AUC (Area Under the Curve): The AUC value for each class gives a good indication of how well the model is distinguishing between that class and the others. A perfect model will have an AUC of 1.0, while a model that randomly guesses will have an AUC of 0.5.

Micro-average ROC: This curve gives an overall picture of the model's performance across all classes, treating each prediction equally.

In [None]:

n_classes = len(set(y_train))  # Number of classes in your dataset

# Binarize the labels for ROC computation
y_test_bin = label_binarize(y_test, classes=list(set(y_train)))  # One-hot encode the test labels

# nitialize dictionaries to hold False Positive Rate (FPR), True Positive Rate (TPR), and AUC for each class
fpr = dict()
tpr = dict()
roc_auc = dict()

y_test_prob = new_rf_model.predict_proba(X_test_filtered)

# Compute ROC curve and ROC area for each class
for i in range(n_classes):
    fpr[i], tpr[i], _ = roc_curve(y_test_bin[:, i], y_test_prob[:, i])
    roc_auc[i] = auc(fpr[i], tpr[i])

# Compute micro-average ROC curve and ROC area
fpr["micro"], tpr["micro"], _ = roc_curve(y_test_bin.ravel(), y_test_prob.ravel())
roc_auc["micro"] = auc(fpr["micro"], tpr["micro"])


plot curve using matplotlib

In [None]:
# Plot all ROC curves
plt.figure(figsize=(10, 8))

# Plot ROC curve for each class
for i in range(n_classes):
    plt.plot(fpr[i], tpr[i], label=f'ROC curve for class {i} (AUC = {roc_auc[i]:.2f})')

# Plot micro-average ROC curve
plt.plot(fpr["micro"], tpr["micro"],
         label=f'micro-average ROC curve (AUC = {roc_auc["micro"]:.2f})',
         linestyle=':', linewidth=4)

# Plot settings
plt.plot([0, 1], [0, 1], 'k--')  # Diagonal line for random guess
plt.xlim([0.0, 1.0])
plt.ylim([0.0, 1.05])
plt.xlabel('False Positive Rate')
plt.ylabel('True Positive Rate')
plt.title('Receiver Operating Characteristic (ROC) curves for multi-class classification')
plt.legend(loc="lower right")
plt.show()

## Conclusion  

This was a good insight on how Random Forest Trees opporate and how to incorporate a GridSearch to find best params.  

After applying SMOTE to handle class imbalance and then focusing on key top features, a Random Forest model was trained and evaluated. Using ROC (Receiver Operating Characteristic) curve to visualize how well the model distinguishes between each class, providing further insights into the model's performance.

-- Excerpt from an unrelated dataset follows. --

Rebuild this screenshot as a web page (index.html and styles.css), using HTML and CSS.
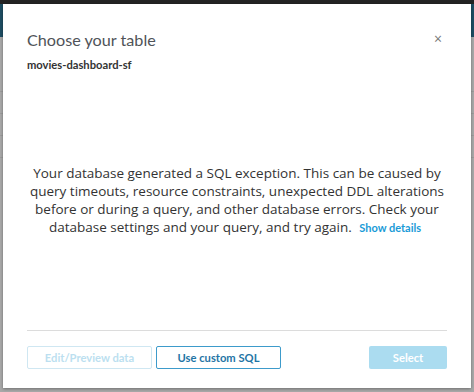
FILE: index.html
```html
<!DOCTYPE html>
<html>
<head>
<meta charset="utf-8">
<link rel="stylesheet" href="styles.css">
</head>
<body>
<div class="app">
  <div class="topbar"></div>
  <div class="band"></div>
  <div class="backdrop">
    <div class="row"></div>
    <div class="row"></div>
    <div class="row"></div>
    <div class="row"></div>
  </div>
</div>
<div class="modal">
  <div class="head">
    <h1 class="title">Choose your table</h1>
    <span class="close">×</span>
  </div>
  <div class="source">movies-dashboard-sf</div>
  <div class="body">
    <p class="msg">Your database generated a SQL exception. This can be caused by query timeouts, resource constraints, unexpected DDL alterations before or during a query, and other database errors. Check your database settings and your query, and try again. <a class="details">Show details</a></p>
  </div>
  <div class="footer">
    <button class="btn btn-disabled">Edit/Preview data</button>
    <button class="btn btn-outline">Use custom SQL</button>
    <span class="spacer"></span>
    <button class="btn btn-primary">Select</button>
  </div>
</div>
</body>
</html>
```

FILE: styles.css
```css
html, body {
  margin: 0;
  padding: 0;
  width: 474px;
  height: 392px;
  overflow: hidden;
}
body {
  background: #a9a9a9;
  font-family: "Open Sans", "Liberation Sans", sans-serif;
  position: relative;
}
.app {
  display: flex;
  flex-direction: column;
  height: 392px;
}
.topbar {
  height: 4px;
  background: #232323;
}
.band {
  height: 33px;
  background: #1e4e63;
}
.backdrop {
  flex: 1;
  display: flex;
  flex-direction: column;
  gap: 21px;
  padding-top: 54px;
}
.row {
  height: 1px;
  background: #9c9c9c;
}
.modal {
  position: absolute;
  left: 3px;
  top: 4px;
  width: 468px;
  height: 384px;
  box-sizing: border-box;
  background: #fff;
  box-shadow: 0 1px 3px rgba(0,0,0,0.35);
  padding: 25px 24px 19px 24px;
  display: flex;
  flex-direction: column;
}
.head {
  display: flex;
  justify-content: space-between;
  align-items: center;
}
.title {
  margin: 0;
  font-family: Lato, "Open Sans", sans-serif;
  font-size: 16.2px;
  font-weight: 400;
  color: #4f5358;
  line-height: 22px;
}
.close {
  color: #777;
  font-size: 14px;
  line-height: 14px;
  margin-right: 5px;
  margin-top: -3px;
}
.source {
  margin-top: 6px;
  font-family: Lato, "Open Sans", sans-serif;
  font-size: 11.2px;
  font-weight: 700;
  color: #333;
  line-height: 16px;
}
.body {
  flex: 1;
  display: flex;
  align-items: center;
  justify-content: center;
  padding-bottom: 4px;
}
.msg {
  margin: 0;
  text-align: center;
  font-size: 13.5px;
  line-height: 18px;
  color: #333;
}
.details {
  display: inline-block;
  color: #1a9bd7;
  font-family: Lato, "Open Sans", sans-serif;
  font-size: 11px;
  line-height: 14px;
  font-weight: 700;
  margin-left: 4px;
  margin-right: 4px;
}
.footer {
  border-top: 1px solid #dcdcdc;
  padding-top: 15px;
  display: flex;
  gap: 4px;
}
.spacer {
  flex: 1;
}
.btn {
  height: 23px;
  box-sizing: border-box;
  font-family: Lato, "Open Sans", sans-serif;
  font-size: 11.2px;
  font-weight: 700;
  border-radius: 2px;
  padding: 0;
  background: #fff;
}
.btn-disabled {
  width: 125px;
  border: 1px solid #cfe7f2;
  color: #bcdff0;
}
.btn-outline {
  width: 125px;
  border: 1px solid #3d9bcb;
  color: #1f75a5;
}
.btn-primary {
  width: 78px;
  border: none;
  background: #abdcf0;
  color: #fff;
}
```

Key takeaways from this process:

Improved Performance on Minority Classes:

Applying SMOTE improved the recall for minority classes like DoS and Backdoor, though the model still struggles with precision for these classes.  
The ROC curves for the minority classes gave a more granular view of how well the model distinguishes these minority classes from others.

ROC Curves:

computed ROC curves for each class, and the Area Under the Curve (AUC) values indicated how well the model distinguishes each class from the rest.
The micro-average ROC curve provided an aggregate performance measure across all classes, which is especially useful when dealing with imbalanced datasets.

Challenges:

Despite using SMOTE, some classes such as Analysis and Backdoor continued to show lower performance, highlighting that further improvements are necessary.
The ROC curve revealed that the model performs better on classes like Normal and Exploits, but struggles with minority classes, which are harder to classify even after balancing the data.

Potential Improvements:

Tuning Hyperparameters: Further hyperparameter tuning, especially with class weighting in Random Forest, could help further boost performance for minority classes.
Advanced Models: Using more advanced models like XGBoost or Gradient Boosting might yield better results for multi-class, imbalanced datasets.
Feature Engineering: Adding more meaningful features or refining existing ones could improve the model's ability to differentiate between the attack types, particularly for hard-to-classify groups.

Overall Accuracy:

The overall accuracy was around 78%, and while the model performs well on majority classes (Normal, Exploits), it still requires fine-tuning to balance precision and recall for minority classes.